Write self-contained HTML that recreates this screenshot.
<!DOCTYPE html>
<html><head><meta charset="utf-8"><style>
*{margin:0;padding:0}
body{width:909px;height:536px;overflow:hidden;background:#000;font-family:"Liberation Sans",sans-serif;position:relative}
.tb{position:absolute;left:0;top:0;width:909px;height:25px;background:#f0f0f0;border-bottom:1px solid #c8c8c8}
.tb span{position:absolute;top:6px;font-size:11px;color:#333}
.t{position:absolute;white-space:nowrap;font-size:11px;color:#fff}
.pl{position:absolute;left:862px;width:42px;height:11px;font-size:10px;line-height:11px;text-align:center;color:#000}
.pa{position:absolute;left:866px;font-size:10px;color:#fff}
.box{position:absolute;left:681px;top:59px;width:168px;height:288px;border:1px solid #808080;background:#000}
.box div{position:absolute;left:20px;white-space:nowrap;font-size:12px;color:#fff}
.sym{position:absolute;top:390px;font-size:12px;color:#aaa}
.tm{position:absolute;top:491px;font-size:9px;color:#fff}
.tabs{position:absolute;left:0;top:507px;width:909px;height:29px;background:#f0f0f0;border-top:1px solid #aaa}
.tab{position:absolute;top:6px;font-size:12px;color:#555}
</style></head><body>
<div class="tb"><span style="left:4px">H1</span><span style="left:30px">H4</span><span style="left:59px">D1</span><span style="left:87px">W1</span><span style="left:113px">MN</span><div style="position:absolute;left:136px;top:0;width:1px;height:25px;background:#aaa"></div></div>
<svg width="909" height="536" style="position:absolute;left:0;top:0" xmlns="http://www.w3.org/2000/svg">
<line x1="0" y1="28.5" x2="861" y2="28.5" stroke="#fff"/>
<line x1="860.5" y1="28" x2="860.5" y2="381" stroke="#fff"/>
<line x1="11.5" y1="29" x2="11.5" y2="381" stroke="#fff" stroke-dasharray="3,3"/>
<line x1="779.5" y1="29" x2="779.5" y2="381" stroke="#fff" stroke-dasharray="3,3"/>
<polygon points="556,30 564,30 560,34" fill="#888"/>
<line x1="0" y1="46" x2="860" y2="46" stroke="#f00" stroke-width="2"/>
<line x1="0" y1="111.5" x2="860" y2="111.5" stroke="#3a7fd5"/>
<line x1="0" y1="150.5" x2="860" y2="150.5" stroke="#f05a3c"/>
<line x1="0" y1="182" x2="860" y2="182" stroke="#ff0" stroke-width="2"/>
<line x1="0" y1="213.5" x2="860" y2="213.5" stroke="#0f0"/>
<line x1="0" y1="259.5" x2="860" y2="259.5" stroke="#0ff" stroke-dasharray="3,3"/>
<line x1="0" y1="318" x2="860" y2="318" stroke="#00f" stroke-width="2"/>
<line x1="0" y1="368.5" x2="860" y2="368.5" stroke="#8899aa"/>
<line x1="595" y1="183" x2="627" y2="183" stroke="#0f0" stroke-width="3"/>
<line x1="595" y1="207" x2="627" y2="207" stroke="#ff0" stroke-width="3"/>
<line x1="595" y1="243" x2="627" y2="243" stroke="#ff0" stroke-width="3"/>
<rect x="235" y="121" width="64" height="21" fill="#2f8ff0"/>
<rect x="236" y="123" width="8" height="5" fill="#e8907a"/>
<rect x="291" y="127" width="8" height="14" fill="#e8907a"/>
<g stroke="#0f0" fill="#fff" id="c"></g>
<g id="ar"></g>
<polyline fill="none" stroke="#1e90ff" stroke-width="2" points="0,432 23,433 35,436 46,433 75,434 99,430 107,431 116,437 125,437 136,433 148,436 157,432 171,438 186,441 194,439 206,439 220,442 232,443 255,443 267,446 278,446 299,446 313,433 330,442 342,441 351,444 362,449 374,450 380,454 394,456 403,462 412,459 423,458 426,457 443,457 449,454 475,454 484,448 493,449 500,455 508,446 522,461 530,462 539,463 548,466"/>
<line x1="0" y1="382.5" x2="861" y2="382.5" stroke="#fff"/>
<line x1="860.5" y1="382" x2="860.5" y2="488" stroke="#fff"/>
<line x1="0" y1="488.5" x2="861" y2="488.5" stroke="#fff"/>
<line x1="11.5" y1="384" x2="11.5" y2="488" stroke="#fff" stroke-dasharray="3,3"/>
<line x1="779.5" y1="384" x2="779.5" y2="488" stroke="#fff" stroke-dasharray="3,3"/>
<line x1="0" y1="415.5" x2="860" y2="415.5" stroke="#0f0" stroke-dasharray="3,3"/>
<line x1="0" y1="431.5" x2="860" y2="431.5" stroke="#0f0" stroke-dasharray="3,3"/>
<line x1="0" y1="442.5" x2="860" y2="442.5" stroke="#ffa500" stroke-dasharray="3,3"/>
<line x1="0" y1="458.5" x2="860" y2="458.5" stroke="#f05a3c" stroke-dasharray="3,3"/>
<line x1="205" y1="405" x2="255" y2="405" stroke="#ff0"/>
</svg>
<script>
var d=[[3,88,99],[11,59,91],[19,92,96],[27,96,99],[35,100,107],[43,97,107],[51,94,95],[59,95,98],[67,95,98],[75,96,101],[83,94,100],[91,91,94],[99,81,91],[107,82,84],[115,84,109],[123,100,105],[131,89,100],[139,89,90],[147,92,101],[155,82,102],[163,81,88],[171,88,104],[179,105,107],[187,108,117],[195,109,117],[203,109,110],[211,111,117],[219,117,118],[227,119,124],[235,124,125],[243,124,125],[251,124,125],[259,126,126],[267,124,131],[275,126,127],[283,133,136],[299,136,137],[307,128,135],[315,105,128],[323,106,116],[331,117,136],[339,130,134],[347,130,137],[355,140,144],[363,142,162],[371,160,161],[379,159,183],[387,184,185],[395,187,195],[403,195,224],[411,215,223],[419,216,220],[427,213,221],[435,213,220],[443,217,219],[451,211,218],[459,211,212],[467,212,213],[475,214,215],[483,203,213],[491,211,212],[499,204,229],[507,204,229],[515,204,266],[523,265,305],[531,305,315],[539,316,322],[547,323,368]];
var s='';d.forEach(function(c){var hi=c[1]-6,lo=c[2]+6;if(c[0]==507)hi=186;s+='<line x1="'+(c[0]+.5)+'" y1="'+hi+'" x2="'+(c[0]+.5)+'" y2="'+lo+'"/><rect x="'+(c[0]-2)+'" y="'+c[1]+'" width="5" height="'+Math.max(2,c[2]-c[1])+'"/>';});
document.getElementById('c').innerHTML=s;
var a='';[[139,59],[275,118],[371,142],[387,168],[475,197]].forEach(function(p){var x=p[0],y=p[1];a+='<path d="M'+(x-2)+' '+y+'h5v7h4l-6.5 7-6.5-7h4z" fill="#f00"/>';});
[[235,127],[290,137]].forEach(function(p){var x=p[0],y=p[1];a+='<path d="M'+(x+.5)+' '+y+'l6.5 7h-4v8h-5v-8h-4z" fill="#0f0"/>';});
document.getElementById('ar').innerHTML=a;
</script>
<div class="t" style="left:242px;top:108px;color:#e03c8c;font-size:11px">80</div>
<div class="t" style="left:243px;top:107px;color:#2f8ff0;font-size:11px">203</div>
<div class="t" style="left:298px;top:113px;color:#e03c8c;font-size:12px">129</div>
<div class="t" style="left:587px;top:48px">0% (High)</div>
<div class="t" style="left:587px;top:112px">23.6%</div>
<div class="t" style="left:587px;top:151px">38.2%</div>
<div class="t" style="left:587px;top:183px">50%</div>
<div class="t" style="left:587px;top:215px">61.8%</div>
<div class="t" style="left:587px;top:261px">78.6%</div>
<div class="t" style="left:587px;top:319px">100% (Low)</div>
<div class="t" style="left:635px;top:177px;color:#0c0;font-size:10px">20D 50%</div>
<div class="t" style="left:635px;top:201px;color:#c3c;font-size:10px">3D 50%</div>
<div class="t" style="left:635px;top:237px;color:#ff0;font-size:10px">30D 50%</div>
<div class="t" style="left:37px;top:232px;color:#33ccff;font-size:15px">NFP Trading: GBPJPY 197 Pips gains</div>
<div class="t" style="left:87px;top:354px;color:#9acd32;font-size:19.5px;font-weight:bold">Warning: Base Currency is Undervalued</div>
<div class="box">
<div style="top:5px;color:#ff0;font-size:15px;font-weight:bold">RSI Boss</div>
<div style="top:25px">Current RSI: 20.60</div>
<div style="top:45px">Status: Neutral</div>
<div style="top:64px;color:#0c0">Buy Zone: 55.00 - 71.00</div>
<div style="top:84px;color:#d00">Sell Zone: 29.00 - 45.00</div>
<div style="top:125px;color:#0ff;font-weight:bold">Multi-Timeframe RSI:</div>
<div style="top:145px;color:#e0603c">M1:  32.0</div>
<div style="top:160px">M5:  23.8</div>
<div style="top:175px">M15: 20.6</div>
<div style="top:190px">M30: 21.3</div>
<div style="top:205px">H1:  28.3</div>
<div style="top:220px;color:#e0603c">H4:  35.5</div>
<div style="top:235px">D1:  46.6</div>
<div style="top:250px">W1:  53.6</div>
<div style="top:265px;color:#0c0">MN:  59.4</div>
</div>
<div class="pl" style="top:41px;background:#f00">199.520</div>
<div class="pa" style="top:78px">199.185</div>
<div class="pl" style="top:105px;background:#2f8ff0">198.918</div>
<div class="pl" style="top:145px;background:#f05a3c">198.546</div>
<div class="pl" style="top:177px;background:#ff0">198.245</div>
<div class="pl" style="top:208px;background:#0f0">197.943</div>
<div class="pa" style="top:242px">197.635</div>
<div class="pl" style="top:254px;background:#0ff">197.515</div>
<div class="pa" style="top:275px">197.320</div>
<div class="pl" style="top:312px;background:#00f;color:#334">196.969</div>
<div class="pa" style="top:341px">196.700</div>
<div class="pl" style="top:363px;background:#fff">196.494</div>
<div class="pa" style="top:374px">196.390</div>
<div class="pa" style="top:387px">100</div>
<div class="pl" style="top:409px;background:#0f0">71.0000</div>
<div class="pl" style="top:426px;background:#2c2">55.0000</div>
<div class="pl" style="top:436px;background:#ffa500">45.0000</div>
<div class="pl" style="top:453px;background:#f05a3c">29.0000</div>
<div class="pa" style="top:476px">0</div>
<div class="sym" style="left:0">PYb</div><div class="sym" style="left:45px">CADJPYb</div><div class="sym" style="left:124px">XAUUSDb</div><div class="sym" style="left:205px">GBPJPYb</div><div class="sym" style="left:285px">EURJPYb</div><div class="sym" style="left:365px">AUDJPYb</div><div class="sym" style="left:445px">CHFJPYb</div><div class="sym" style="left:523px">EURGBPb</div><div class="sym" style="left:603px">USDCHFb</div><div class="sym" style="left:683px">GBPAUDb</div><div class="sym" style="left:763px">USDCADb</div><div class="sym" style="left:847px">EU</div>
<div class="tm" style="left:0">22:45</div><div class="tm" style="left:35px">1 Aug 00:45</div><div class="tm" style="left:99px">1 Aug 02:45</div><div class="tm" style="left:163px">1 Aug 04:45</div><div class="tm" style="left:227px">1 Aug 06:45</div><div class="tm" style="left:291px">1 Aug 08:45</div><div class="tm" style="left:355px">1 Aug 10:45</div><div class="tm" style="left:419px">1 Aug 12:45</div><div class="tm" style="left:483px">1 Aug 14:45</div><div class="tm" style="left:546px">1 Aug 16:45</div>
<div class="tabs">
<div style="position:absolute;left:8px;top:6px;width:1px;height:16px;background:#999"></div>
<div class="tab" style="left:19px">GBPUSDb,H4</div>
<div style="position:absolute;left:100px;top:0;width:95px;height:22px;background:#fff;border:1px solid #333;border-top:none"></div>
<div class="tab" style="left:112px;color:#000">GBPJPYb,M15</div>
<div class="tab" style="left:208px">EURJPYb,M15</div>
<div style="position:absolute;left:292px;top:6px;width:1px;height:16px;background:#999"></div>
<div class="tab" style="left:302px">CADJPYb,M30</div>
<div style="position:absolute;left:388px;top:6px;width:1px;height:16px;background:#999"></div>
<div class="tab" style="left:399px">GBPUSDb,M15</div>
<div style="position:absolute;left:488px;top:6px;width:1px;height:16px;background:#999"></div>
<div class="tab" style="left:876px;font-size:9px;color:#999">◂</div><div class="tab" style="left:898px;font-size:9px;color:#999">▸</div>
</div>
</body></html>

...

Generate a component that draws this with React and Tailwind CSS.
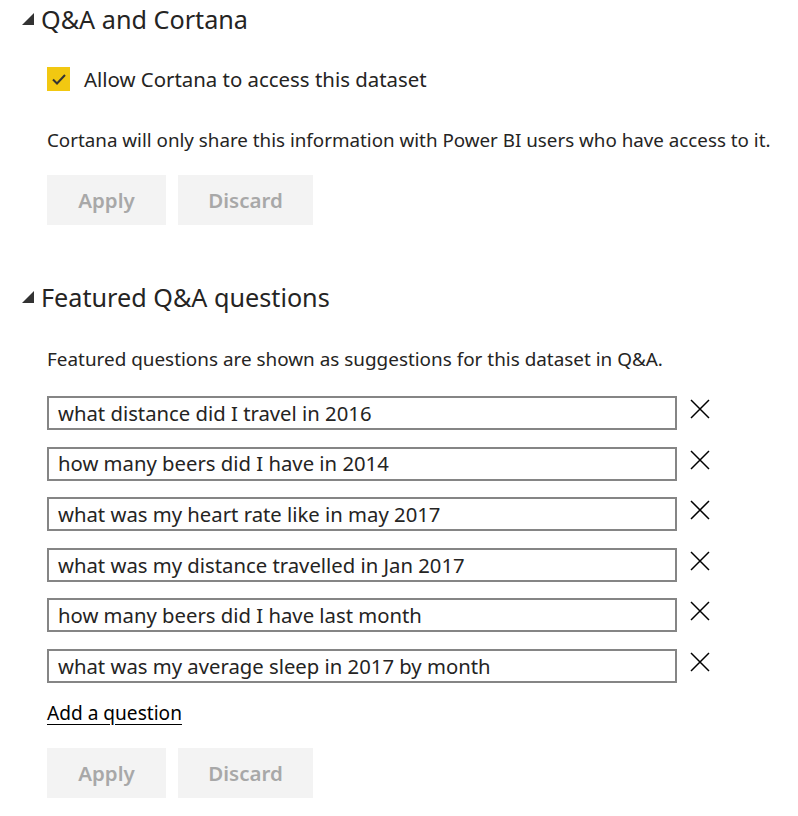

• [Instructions to follow] Work out how many lines of the listing above include the word "that". Report only the number.

• [Answer to this exercise] 2